Thirdly, it looks like an excellent subject for biological control. The Russian biologist Gintort, studying the fish of the Kuybyshev reservoirs, found that the carp louse Argulus, which sometimes infects other fishes, is particularly deadly to the Zander; four to eight lice will kill a year-old Zander in six hours, while carp and bream, the other possible hosts, are far more resistant. 

No anode up the jacksie to be seen here !!! then again better keep that under ones hat....

It may not be impossible to devise a sort of piscine myxomatosis to keep Zander down. This may seem far­fetched, and indeed Gintort regarded the Zander's susceptibility as bad news, but then the Russian Zander catch runs into thousands of tons a year.

Anyway enough of that, back to the task in hand, back to what I do best and that is a roving a stretch with the minimum of tackle. What a lovely morning however after fluffing a good take and then losing a fish because it ejected the bait I wondered if I'd actually catch a fish.

I stuck with it though and one section of cover blanketed in thick dark shade produced one of the quickest bites I'd ever had in Zander fishing as I'm sure it took the smelt on the drop.

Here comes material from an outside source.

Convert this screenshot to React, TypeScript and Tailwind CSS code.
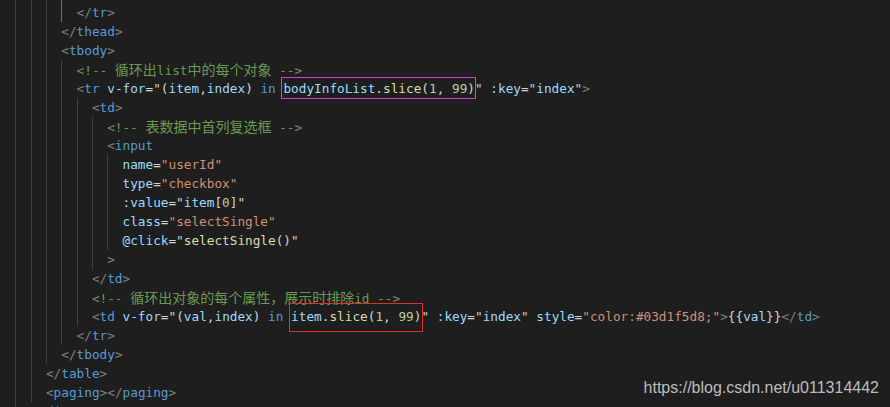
import type { ReactNode } from "react";

// Dark+ token colours, written out so Tailwind picks them up.
const tone = {
  b: "text-[#808080]", // < > </
  t: "text-[#569cd6]", // tag names, keywords
  a: "text-[#9cdcfe]", // attributes, variables
  s: "text-[#ce9178]", // strings
  w: "text-[#d4d4d4]", // punctuation
  c: "text-[#6a9955]", // comments
  f: "text-[#dcdcaa]", // functions
  n: "text-[#b5cea8]", // numbers
} as const;

type Tone = keyof typeof tone;
type Tok = [Tone, string] | { box: "magenta" | "red"; toks: [Tone, string][] };
type Line = { indent: number; toks: Tok[]; active?: number };

const CJK = /([\u3000-\u303f\u4e00-\u9fff\uff00-\uffef]+)/;

function Text({ kind, text }: { kind: Tone; text: string }) {
  let parts = text.split(CJK);
  return (
    <span className={tone[kind]}>
      {parts.map((part, i) =>
        CJK.test(part) ? (
          <span key={i} className="font-['Noto_Sans_CJK_SC',sans-serif] text-[14px]">
            {part}
          </span>
        ) : (
          part
        ),
      )}
    </span>
  );
}

let tag = (name: string, close = false): Tok[] => [
  ["b", close ? "</" : "<"],
  ["t", name],
];
let attr = (name: string, value: string): Tok[] => [
  ["a", name],
  ["w", "="],
  ["s", `"${value}"`],
];

const lines: Line[] = [
  { indent: 10, toks: [...tag("th"), ["b", ">"], ["w", "{{"], ["a", "item"], ["w", "}}"], ...tag("th", true), ["b", ">"]], active: 8 },
  { indent: 10, toks: [...tag("tr", true), ["b", ">"]], active: 8 },
  { indent: 8, toks: [...tag("thead", true), ["b", ">"]] },
  { indent: 8, toks: [...tag("tbody"), ["b", ">"]] },
  { indent: 10, toks: [["c", "<!-- 循环出list中的每个对象 -->"]] },
  {
    indent: 10,
    toks: [
      ...tag("tr"),
      ["w", " "],
      ["a", "v-for"],
      ["w", '="('],
      ["a", "item"],
      ["w", ","],
      ["a", "index"],
      ["w", ") "],
      ["t", "in"],
      ["w", " "],
      {
        box: "magenta",
        toks: [
          ["a", "bodyInfoList"],
          ["w", "."],
          ["f", "slice"],
          ["w", "("],
          ["n", "1"],
          ["w", ", "],
          ["n", "99"],
          ["w", ")"],
        ],
      },
      ["w", '" '],
      ["a", ":key"],
      ["w", '="'],
      ["a", "index"],
      ["w", '"'],
      ["b", ">"],
    ],
  },
  { indent: 12, toks: [...tag("td"), ["b", ">"]] },
  { indent: 14, toks: [["c", "<!-- 表数据中首列复选框 -->"]] },
  { indent: 14, toks: tag("input") },
  { indent: 16, toks: attr("name", "userId") },
  { indent: 16, toks: attr("type", "checkbox") },
  {
    indent: 16,
    toks: [
      ["a", ":value"],
      ["w", '="'],
      ["a", "item"],
      ["w", "["],
      ["n", "0"],
      ["w", ']"'],
    ],
  },
  { indent: 16, toks: attr("class", "selectSingle") },
  {
    indent: 16,
    toks: [
      ["a", "@click"],
      ["w", '="'],
      ["f", "selectSingle"],
      ["w", '()"'],
    ],
  },
  { indent: 14, toks: [["b", ">"]] },
  { indent: 12, toks: [...tag("td", true), ["b", ">"]] },
  { indent: 12, toks: [["c", "<!-- 循环出对象的每个属性，展示时排除id -->"]] },
  {
    indent: 12,
    toks: [
      ...tag("td"),
      ["w", " "],
      ["a", "v-for"],
      ["w", '="('],
      ["a", "val"],
      ["w", ","],
      ["a", "index"],
      ["w", ") "],
      ["t", "in"],
      ["w", " "],
      {
        box: "red",
        toks: [
          ["a", "item"],
          ["w", "."],
          ["f", "slice"],
          ["w", "("],
          ["n", "1"],
          ["w", ", "],
          ["n", "99"],
          ["w", ")"],
        ],
      },
      ["w", '" '],
      ["a", ":key"],
      ["w", '="'],
      ["a", "index"],
      ["w", '" '],
      ...attr("style", "color:#03d1f5d8;"),
      ["b", ">"],
      ["w", "{{"],
      ["a", "val"],
      ["w", "}}"],
      ...tag("td", true),
      ["b", ">"],
    ],
  },
  { indent: 10, toks: [...tag("tr", true), ["b", ">"]] },
  { indent: 8, toks: [...tag("tbody", true), ["b", ">"]] },
  { indent: 6, toks: [...tag("table", true), ["b", ">"]] },
  { indent: 6, toks: [...tag("paging"), ["b", ">"], ...tag("paging", true), ["b", ">"]] },
  { indent: 4, toks: [...tag("div", true), ["b", ">"]] },
];

function Token({ tok }: { tok: Tok }): ReactNode {
  if (Array.isArray(tok)) return <Text kind={tok[0]} text={tok[1]} />;
  let frame =
    tok.box === "magenta"
      ? "-left-[2px] -right-[1px] -top-[2px] -bottom-[1px] border-[#e236e2]"
      : "-left-[2px] -right-[2px] -top-[4px] -bottom-[6px] border-[#e0302c]";
  return (
    <span className="relative inline-block h-[19px]">
      {tok.toks.map((t, i) => (
        <Token key={i} tok={t} />
      ))}
      <span className={`pointer-events-none absolute border ${frame}`} />
    </span>
  );
}

function CodeLine({ line }: { line: Line }) {
  let levels = Array.from({ length: line.indent / 2 }, (_, i) => i * 2);
  return (
    <div className="flex h-[19px] items-center whitespace-pre">
      {levels.map((col) => (
        <span
          key={col}
          className={`h-full w-[2ch] shrink-0 ${
            col === 0 ? "" : col === line.active ? "border-l border-[#707070]" : "border-l border-[#404040]"
          }`}
        />
      ))}
      {line.toks.map((tok, i) => (
        <Token key={i} tok={tok} />
      ))}
    </div>
  );
}

export default function App() {
  return (
    <div className="relative h-[407px] w-[890px] overflow-hidden bg-[#1e1e1e]">
      {/* editor is scrolled: first visible row is cut off at the top */}
      <div className="-mt-[16px] font-['DejaVu_Sans_Mono','Noto_Sans_CJK_SC',monospace] text-[12.72px] leading-[19px]">
        {lines.map((line, i) => (
          <CodeLine key={i} line={line} />
        ))}
      </div>
      <div className="absolute right-[11px] top-[379px] font-['Liberation_Sans',Arial,sans-serif] text-[16px] leading-[18px] text-[#bdbdbd]">
        https://blog.csdn.net/u011314442
      </div>
    </div>
  );
}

Another quick bite I had two in the net within less than a minute. Not huge fish for me but certainly gave a good fight on relatively light tackle and they don't like the be caught at the minute, all gnashing of teeth and snapping hard shut of jaws. 


  1. Nice article, i find no rhyme or reason with zeds sometimes.
    ive had a river 13, on an 8inch Mackerel intended for Pike,
    had another similar size on a tiny bleak.

    1. That's why I find them intriguing, just when you think you've got them worked out they throw a curve ball.

    2. 100% keep plugging away, that double will come.
      i've never even had a canal zed, its something i need to try more!